Social Development Deputy Minister, Hendrietta Bogopane-Zulu, has urged residents of Carletonville to protect unborn babies against the effects of alcohol.
The Deputy Minister was addressing community members during the fourth day of the 9-9-9 Foetal Alcohol Syndrome campaign in Carletonville on Sunday.
The 9-9-9 Foetal Alcohol Syndrome is an advocacy initiative that seeks to mobilise communities towards protecting unborn babies by educating people, especially women of childbearing age, about the dangers of drinking alcohol while pregnant or breastfeeding.
Some of the symptoms of Foetal Alcohol Syndrome (FAS) in children include facial abnormalities, learning difficulties, poor problem solving, coordination and socialisation skills, stubbornness, low birth weight and growth retardation and behavioral problems, including the inability to concentrate.
“As we rollout the 9-9-9 Foetal Alcohol Syndrome campaign, my plea to you is that an alcohol-free society begins with me and you. It is in your hands to build strong and resilient families by not drinking alcohol, so we may together contribute towards building an alcohol-free society.
“It is important for all women who are pregnant and those who wish to give birth to healthy babies to avoid alcohol. The damage caused by FAS is permanent and irreversible, and children born with this condition have physical and intellectual problems,” said Bogopane-Zulu.
The Deputy Minister appealed to the community of Carletonville to spread the message about the dangers of drinking while pregnant, as “it is possible to enjoy a non-alcoholic drink”.
One of the pregnant mothers, who preferred to be addressed as Victoria, was afforded an opportunity to share her personal experience.

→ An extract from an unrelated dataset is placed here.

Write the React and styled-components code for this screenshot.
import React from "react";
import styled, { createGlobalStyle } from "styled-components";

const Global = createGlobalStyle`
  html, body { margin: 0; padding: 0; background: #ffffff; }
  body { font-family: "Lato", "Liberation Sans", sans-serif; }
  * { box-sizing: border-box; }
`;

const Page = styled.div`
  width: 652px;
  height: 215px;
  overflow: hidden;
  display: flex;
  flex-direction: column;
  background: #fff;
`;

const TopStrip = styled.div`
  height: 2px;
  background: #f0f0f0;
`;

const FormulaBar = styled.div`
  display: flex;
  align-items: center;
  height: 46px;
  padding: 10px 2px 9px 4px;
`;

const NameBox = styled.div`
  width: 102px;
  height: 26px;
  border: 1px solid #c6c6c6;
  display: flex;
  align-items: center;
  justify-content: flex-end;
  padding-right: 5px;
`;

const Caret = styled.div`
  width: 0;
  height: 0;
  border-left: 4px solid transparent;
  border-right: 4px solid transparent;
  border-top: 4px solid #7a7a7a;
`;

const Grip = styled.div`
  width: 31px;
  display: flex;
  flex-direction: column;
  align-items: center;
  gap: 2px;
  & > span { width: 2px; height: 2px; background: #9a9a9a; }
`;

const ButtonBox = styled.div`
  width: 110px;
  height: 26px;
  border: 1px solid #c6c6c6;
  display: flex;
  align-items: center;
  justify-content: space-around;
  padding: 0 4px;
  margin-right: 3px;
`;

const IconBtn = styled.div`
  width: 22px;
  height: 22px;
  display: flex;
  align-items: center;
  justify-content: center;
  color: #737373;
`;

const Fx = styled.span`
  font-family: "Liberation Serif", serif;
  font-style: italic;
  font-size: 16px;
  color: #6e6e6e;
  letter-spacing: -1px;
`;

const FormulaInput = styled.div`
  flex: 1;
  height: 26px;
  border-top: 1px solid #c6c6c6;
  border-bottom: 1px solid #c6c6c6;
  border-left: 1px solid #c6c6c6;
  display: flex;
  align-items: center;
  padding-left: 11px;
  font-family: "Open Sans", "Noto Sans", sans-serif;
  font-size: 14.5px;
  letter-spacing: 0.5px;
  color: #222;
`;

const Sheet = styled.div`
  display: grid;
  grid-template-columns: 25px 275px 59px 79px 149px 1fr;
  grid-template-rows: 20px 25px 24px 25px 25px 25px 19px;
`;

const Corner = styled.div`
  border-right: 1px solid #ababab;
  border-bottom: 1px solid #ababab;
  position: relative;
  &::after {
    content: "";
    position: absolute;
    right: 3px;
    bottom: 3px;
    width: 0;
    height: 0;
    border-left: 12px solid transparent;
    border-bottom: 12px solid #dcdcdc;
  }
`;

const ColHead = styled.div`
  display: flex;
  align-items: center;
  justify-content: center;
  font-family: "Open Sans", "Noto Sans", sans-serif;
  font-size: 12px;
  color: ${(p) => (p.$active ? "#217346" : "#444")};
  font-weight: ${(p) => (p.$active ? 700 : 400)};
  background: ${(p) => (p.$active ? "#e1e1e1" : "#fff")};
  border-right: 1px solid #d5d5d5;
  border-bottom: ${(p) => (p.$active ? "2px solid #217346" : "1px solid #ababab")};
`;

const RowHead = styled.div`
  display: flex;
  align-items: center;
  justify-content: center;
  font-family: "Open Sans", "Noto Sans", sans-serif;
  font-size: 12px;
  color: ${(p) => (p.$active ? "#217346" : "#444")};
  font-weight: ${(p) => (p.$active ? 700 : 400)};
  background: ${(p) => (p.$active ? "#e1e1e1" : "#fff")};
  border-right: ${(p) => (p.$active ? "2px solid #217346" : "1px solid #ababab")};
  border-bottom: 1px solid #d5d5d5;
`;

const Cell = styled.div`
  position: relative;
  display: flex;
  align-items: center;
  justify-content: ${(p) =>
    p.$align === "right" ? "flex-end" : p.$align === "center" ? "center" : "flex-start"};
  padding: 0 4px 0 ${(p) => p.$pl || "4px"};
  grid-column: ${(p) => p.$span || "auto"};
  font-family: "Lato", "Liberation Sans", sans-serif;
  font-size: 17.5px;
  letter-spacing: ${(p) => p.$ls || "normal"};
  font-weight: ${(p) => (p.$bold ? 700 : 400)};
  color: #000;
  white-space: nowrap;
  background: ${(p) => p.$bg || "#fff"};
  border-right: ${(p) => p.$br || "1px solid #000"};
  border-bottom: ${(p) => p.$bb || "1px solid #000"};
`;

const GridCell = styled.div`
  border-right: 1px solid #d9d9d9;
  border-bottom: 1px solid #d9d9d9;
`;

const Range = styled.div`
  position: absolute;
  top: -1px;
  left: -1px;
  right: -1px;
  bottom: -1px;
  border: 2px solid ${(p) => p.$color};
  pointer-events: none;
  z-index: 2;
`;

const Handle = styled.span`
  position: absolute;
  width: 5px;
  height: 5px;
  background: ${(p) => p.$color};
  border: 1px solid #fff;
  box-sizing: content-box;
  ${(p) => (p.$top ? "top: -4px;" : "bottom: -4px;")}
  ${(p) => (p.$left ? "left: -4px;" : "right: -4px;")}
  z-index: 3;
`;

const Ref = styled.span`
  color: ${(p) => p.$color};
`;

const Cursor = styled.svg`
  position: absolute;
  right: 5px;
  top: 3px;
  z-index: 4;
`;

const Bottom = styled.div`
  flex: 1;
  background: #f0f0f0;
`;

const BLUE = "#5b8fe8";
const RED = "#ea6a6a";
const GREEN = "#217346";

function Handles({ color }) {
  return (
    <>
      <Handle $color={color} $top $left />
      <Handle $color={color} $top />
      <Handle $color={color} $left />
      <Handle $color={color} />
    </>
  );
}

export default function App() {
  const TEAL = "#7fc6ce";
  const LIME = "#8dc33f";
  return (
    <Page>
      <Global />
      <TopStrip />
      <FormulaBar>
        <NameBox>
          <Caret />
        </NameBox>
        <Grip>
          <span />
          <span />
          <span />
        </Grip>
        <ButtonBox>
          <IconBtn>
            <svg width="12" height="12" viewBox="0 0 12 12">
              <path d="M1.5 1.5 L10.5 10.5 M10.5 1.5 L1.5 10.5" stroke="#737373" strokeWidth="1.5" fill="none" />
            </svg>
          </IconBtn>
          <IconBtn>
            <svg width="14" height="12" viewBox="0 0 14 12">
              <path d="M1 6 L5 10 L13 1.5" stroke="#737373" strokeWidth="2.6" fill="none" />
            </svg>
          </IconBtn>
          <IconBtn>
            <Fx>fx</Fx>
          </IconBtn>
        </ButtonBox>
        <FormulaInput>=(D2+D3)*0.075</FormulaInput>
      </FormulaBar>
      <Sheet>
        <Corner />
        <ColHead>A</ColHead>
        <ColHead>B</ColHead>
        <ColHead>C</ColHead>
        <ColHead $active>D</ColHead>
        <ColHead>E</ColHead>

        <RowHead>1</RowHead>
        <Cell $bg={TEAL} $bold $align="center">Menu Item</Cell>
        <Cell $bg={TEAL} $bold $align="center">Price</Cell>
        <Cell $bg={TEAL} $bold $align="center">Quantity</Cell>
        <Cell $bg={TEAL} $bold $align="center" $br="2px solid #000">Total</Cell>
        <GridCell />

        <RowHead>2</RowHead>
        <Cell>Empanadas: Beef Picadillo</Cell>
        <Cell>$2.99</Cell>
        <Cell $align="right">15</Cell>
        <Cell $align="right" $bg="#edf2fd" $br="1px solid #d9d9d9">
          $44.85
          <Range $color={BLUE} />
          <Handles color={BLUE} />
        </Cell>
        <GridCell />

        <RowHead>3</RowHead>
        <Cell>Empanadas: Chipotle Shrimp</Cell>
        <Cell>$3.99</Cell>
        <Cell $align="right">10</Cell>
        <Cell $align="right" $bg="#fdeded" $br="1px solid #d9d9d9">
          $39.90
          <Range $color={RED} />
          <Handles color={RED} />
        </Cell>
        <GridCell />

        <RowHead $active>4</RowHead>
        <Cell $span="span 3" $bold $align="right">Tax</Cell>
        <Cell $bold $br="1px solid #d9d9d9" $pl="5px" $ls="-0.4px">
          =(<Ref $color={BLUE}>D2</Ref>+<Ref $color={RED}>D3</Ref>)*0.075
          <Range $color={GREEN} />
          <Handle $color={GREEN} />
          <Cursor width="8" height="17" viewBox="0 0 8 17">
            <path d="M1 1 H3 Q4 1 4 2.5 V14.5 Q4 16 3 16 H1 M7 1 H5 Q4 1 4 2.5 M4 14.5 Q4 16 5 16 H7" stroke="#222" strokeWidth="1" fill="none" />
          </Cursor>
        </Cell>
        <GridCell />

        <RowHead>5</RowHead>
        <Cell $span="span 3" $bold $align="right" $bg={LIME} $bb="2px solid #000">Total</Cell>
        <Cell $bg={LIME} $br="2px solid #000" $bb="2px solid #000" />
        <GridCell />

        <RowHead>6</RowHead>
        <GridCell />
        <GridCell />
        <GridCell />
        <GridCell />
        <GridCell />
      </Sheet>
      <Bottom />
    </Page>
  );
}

“I stopped drinking after realising that I am pregnant, and I encourage mothers and future mothers to avoid drinking during pregnancy as I have seen that it is possible to protect our unborn babies. Personally, I was able to stop drinking while pregnant because I have support from my partner,” she said.

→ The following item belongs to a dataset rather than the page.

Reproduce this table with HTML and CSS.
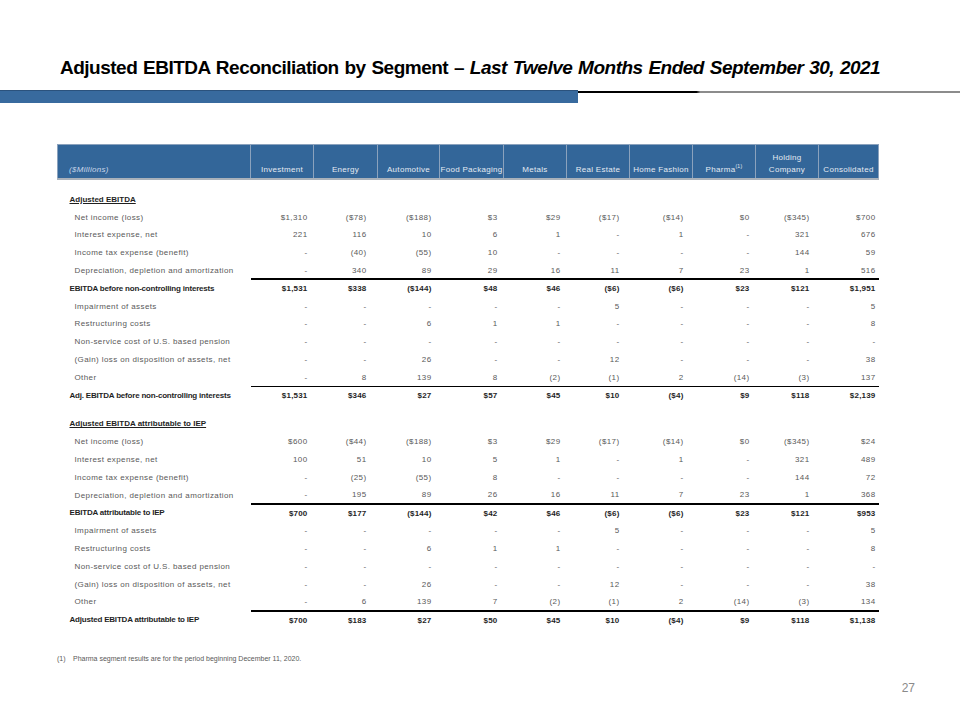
FILE: index.html
```html
<!DOCTYPE html>
<html lang="en">
<head>
<meta charset="utf-8">
<title>Adjusted EBITDA Reconciliation by Segment</title>
<link rel="stylesheet" href="styles.css">
</head>
<body>
<div class="page">
  <h1 class="title">Adjusted EBITDA Reconciliation by Segment – <em>Last Twelve Months Ended September 30, 2021</em></h1>
  <div class="rule"><div class="rule-bar"></div><div class="rule-line"></div></div>

  <table class="recon">
    <colgroup>
      <col class="c-label"><col class="c63"><col class="c64"><col class="c62"><col class="c64"><col class="c63"><col class="c63"><col class="c63"><col class="c63"><col class="c63"><col class="c60">
    </colgroup>
    <thead>
      <tr>
        <th class="h-label">($Millions)</th>
        <th>Investment</th>
        <th>Energy</th>
        <th>Automotive</th>
        <th>Food Packaging</th>
        <th>Metals</th>
        <th>Real Estate</th>
        <th>Home Fashion</th>
        <th>Pharma<sup>(1)</sup></th>
        <th>Holding<br>Company</th>
        <th>Consolidated</th>
      </tr>
    </thead>
    <tbody>
      <tr class="gap-top"><td colspan="11"></td></tr>
      <tr class="sec"><td colspan="11"><span>Adjusted EBITDA</span></td></tr>
      <tr><td>Net income (loss)</td><td>$1,310</td><td>($78)</td><td>($188)</td><td>$3</td><td>$29</td><td>($17)</td><td>($14)</td><td>$0</td><td>($345)</td><td>$700</td></tr>
      <tr><td>Interest expense, net</td><td>221</td><td>116</td><td>10</td><td>6</td><td>1</td><td>-</td><td>1</td><td>-</td><td>321</td><td>676</td></tr>
      <tr><td>Income tax expense (benefit)</td><td>-</td><td>(40)</td><td>(55)</td><td>10</td><td>-</td><td>-</td><td>-</td><td>-</td><td>144</td><td>59</td></tr>
      <tr class="line-thick"><td>Depreciation, depletion and amortization</td><td>-</td><td>340</td><td>89</td><td>29</td><td>16</td><td>11</td><td>7</td><td>23</td><td>1</td><td>516</td></tr>
      <tr class="total"><td>EBITDA before non-controlling interests</td><td>$1,531</td><td>$338</td><td>($144)</td><td>$48</td><td>$46</td><td>($6)</td><td>($6)</td><td>$23</td><td>$121</td><td>$1,951</td></tr>
      <tr><td>Impairment of assets</td><td>-</td><td>-</td><td>-</td><td>-</td><td>-</td><td>5</td><td>-</td><td>-</td><td>-</td><td>5</td></tr>
      <tr><td>Restructuring costs</td><td>-</td><td>-</td><td>6</td><td>1</td><td>1</td><td>-</td><td>-</td><td>-</td><td>-</td><td>8</td></tr>
      <tr><td>Non-service cost of U.S. based pension</td><td>-</td><td>-</td><td>-</td><td>-</td><td>-</td><td>-</td><td>-</td><td>-</td><td>-</td><td>-</td></tr>
      <tr><td>(Gain) loss on disposition of assets, net</td><td>-</td><td>-</td><td>26</td><td>-</td><td>-</td><td>12</td><td>-</td><td>-</td><td>-</td><td>38</td></tr>
      <tr class="line-thin"><td>Other</td><td>-</td><td>8</td><td>139</td><td>8</td><td>(2)</td><td>(1)</td><td>2</td><td>(14)</td><td>(3)</td><td>137</td></tr>
      <tr class="total"><td>Adj. EBITDA before non-controlling interests</td><td>$1,531</td><td>$346</td><td>$27</td><td>$57</td><td>$45</td><td>$10</td><td>($4)</td><td>$9</td><td>$118</td><td>$2,139</td></tr>

      <tr class="gap-mid"><td colspan="11"></td></tr>
      <tr class="sec"><td colspan="11"><span>Adjusted EBITDA attributable to IEP</span></td></tr>
      <tr><td>Net income (loss)</td><td>$600</td><td>($44)</td><td>($188)</td><td>$3</td><td>$29</td><td>($17)</td><td>($14)</td><td>$0</td><td>($345)</td><td>$24</td></tr>
      <tr><td>Interest expense, net</td><td>100</td><td>51</td><td>10</td><td>5</td><td>1</td><td>-</td><td>1</td><td>-</td><td>321</td><td>489</td></tr>
      <tr><td>Income tax expense (benefit)</td><td>-</td><td>(25)</td><td>(55)</td><td>8</td><td>-</td><td>-</td><td>-</td><td>-</td><td>144</td><td>72</td></tr>
      <tr class="line-thick"><td>Depreciation, depletion and amortization</td><td>-</td><td>195</td><td>89</td><td>26</td><td>16</td><td>11</td><td>7</td><td>23</td><td>1</td><td>368</td></tr>
      <tr class="total"><td>EBITDA attributable to IEP</td><td>$700</td><td>$177</td><td>($144)</td><td>$42</td><td>$46</td><td>($6)</td><td>($6)</td><td>$23</td><td>$121</td><td>$953</td></tr>
      <tr><td>Impairment of assets</td><td>-</td><td>-</td><td>-</td><td>-</td><td>-</td><td>5</td><td>-</td><td>-</td><td>-</td><td>5</td></tr>
      <tr><td>Restructuring costs</td><td>-</td><td>-</td><td>6</td><td>1</td><td>1</td><td>-</td><td>-</td><td>-</td><td>-</td><td>8</td></tr>
      <tr><td>Non-service cost of U.S. based pension</td><td>-</td><td>-</td><td>-</td><td>-</td><td>-</td><td>-</td><td>-</td><td>-</td><td>-</td><td>-</td></tr>
      <tr><td>(Gain) loss on disposition of assets, net</td><td>-</td><td>-</td><td>26</td><td>-</td><td>-</td><td>12</td><td>-</td><td>-</td><td>-</td><td>38</td></tr>
      <tr class="line-thick"><td>Other</td><td>-</td><td>6</td><td>139</td><td>7</td><td>(2)</td><td>(1)</td><td>2</td><td>(14)</td><td>(3)</td><td>134</td></tr>
      <tr class="total"><td>Adjusted EBITDA attributable to IEP</td><td>$700</td><td>$183</td><td>$27</td><td>$50</td><td>$45</td><td>$10</td><td>($4)</td><td>$9</td><td>$118</td><td>$1,138</td></tr>
    </tbody>
  </table>

  <p class="footnote"><span class="fn-mark">(1)</span>Pharma segment results are for the period beginning December 11, 2020.</p>

  <div class="page-footer"><span class="page-num">27</span></div>
</div>
</body>
</html>
```

FILE: styles.css
```css
* { box-sizing: border-box; }

html, body {
  margin: 0;
  padding: 0;
  background: #ffffff;
}

.page {
  width: 960px;
  height: 720px;
  display: flex;
  flex-direction: column;
  font-family: "Liberation Sans", Arial, sans-serif;
}

.title {
  margin: 56px 0 0 60px;
  height: 24px;
  font-family: "Liberation Sans", Arial, sans-serif;
  font-size: 19px;
  letter-spacing: -0.5px;
  word-spacing: 1px;
  line-height: 24px;
  font-weight: bold;
  color: #000000;
  white-space: nowrap;
}

.title em {
  font-style: italic;
}

.rule {
  margin-top: 10px;
  display: flex;
  align-items: flex-start;
  height: 13px;
}

.rule-bar {
  width: 578px;
  height: 13px;
  background: #386a9e;
  border-top: 1px solid #2b527d;
}

.rule-line {
  flex: 1;
  height: 2px;
  margin-top: 1px;
  background: linear-gradient(to right, #000000 0%, #000000 31%, #8c8c8c 32%, #8c8c8c 100%);
}

/* table */
.recon {
  margin: 41px 0 0 57px;
  width: 821px;
  border-collapse: collapse;
  table-layout: fixed;
  font-size: 8px;
  color: #595959;
}

.c-label { width: 193px; }
.c60 { width: 60px; }
.c62 { width: 62px; }
.c63 { width: 63px; }
.c64 { width: 64px; }

.recon th {
  background: #336699;
  color: #e4eaf2;
  font-weight: normal;
  font-size: 8px;
  letter-spacing: 0.3px;
  line-height: 12px;
  height: 34px;
  vertical-align: bottom;
  text-align: center;
  padding: 0 0 2px;
  border: 1px solid #8ba2bd;
  border-bottom: 2px solid #a9b1ba;
  white-space: nowrap;
}

.recon th.h-label {
  text-align: left;
  padding-left: 11px;
  font-style: italic;
  color: #c9d7ea;
}

.recon th sup {
  font-size: 5px;
  line-height: 0;
  vertical-align: 4px;
}

.recon td {
  height: 17.8px;
  padding: 0 6px 0 0;
  text-align: right;
  white-space: nowrap;
  letter-spacing: 0.4px;
}

.recon td:first-child {
  text-align: left;
  padding: 0 0 0 17px;
  letter-spacing: 0.4px;
}

.recon td:nth-child(3) { padding-right: 11px; }
.recon td:nth-child(4) { padding-right: 8px; }
.recon td:nth-child(7) { padding-right: 10px; }
.recon td:nth-child(8) { padding-right: 9px; }
.recon td:nth-child(10) { padding-right: 9px; }
.recon td:nth-child(11) { padding-right: 3px; }

.recon tr.gap-top td { height: 12px; padding: 0; }
.recon tr.gap-mid td { height: 11px; padding: 0; }

.recon tr.sec td {
  padding-left: 12px;
  text-align: left;
  font-weight: bold;
  color: #1f1f1f;
  letter-spacing: 0;
}

.recon tr.sec td span {
  text-decoration: underline;
}

.recon tr.total td {
  font-weight: bold;
  color: #1f1f1f;
  letter-spacing: 0.2px;
}

.recon tr.total td:first-child {
  padding-left: 12px;
  letter-spacing: -0.2px;
}

.recon tr.line-thick td:not(:first-child) {
  border-bottom: 2px solid #000000;
}

.recon tr.line-thin td:not(:first-child) {
  border-bottom: 1px solid #000000;
}

.footnote {
  margin: 26px 0 0 57px;
  font-size: 7px;
  color: #595959;
  display: flex;
}

.fn-mark {
  width: 16px;
}

.page-footer {
  margin-top: auto;
  display: flex;
  justify-content: flex-end;
  padding: 0 45px 25px 0;
}

.page-num {
  font-size: 12px;
  color: #8a8a8a;
}
```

Another pregnant mother, who admitted to drinking alcohol during the first trimester, said she was able to stop drinking for the sake of the health and wellbeing of her baby.
In order to prevent the spread of Foetal Alcohol Syndrome, South Africans are encouraged to make use of intervention programmes, including medical treatment, education and awareness, as FAS can be prevented by not drinking alcohol during pregnancy.

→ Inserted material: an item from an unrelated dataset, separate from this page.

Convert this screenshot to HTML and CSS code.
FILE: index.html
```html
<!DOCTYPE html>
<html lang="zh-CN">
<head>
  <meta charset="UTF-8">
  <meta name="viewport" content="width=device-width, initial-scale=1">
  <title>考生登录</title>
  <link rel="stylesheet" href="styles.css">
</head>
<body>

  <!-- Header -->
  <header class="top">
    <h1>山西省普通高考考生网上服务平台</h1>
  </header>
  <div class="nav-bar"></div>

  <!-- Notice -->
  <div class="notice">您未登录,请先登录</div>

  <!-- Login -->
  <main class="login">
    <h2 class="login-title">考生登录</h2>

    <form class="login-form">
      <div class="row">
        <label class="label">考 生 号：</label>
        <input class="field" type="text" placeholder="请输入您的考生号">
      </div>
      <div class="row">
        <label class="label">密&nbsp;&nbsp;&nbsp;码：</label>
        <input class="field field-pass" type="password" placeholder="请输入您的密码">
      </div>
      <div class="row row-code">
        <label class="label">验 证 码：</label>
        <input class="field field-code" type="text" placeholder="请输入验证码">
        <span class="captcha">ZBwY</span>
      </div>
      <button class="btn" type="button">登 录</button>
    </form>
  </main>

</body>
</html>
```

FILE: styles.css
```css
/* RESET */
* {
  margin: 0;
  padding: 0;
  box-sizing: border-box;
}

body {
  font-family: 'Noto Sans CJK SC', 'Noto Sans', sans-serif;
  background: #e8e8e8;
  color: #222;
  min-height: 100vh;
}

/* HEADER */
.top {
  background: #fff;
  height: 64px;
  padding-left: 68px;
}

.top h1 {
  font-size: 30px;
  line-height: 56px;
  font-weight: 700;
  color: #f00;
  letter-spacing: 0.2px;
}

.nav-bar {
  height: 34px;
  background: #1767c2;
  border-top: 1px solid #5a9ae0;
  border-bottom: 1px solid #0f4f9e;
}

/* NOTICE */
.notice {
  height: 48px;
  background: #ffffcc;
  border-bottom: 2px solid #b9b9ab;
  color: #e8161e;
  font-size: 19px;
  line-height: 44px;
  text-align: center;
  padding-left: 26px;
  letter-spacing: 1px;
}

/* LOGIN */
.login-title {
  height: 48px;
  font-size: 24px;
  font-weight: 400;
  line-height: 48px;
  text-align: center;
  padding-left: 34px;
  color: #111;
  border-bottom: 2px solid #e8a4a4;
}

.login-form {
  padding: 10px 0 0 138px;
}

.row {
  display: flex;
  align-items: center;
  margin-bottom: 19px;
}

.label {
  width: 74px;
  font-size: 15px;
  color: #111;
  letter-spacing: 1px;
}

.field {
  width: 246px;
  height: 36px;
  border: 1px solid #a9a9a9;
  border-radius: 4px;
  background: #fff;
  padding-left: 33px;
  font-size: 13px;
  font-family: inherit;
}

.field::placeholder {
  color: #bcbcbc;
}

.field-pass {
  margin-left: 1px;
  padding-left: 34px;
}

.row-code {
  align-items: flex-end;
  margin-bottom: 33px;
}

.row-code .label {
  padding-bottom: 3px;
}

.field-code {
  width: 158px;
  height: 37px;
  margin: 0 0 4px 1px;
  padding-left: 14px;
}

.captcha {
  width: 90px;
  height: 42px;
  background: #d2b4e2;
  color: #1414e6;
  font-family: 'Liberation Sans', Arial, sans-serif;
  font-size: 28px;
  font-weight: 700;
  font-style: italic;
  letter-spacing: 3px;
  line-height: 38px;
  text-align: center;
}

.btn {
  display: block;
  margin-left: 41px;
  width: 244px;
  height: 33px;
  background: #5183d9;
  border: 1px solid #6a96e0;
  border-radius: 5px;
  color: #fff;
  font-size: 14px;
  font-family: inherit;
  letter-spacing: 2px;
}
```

Women who are planning to become pregnant are encouraged to adopt a healthy lifestyle before pregnancy.
The Foetal Alcohol Syndrome campaign is part of coordination and implementation of the National Drug Master Plan (NDMP 2019 – 2024), which aims to build a society free of substance abuse.
The NDMP’s objective can only be realised if the Department of Social Development works in collaboration with key social partner, including communities, traditional leaders and faith-based organisations.
The 9-9-9 Foetal Alcohol Syndrome campaign continues today at Boitekong Community Hall in Rustenburg, North West.
On Tuesday, the Deputy Minister will take the campaign to Limpopo at the Regorogile Multipurpose Centre in Thabazimbi.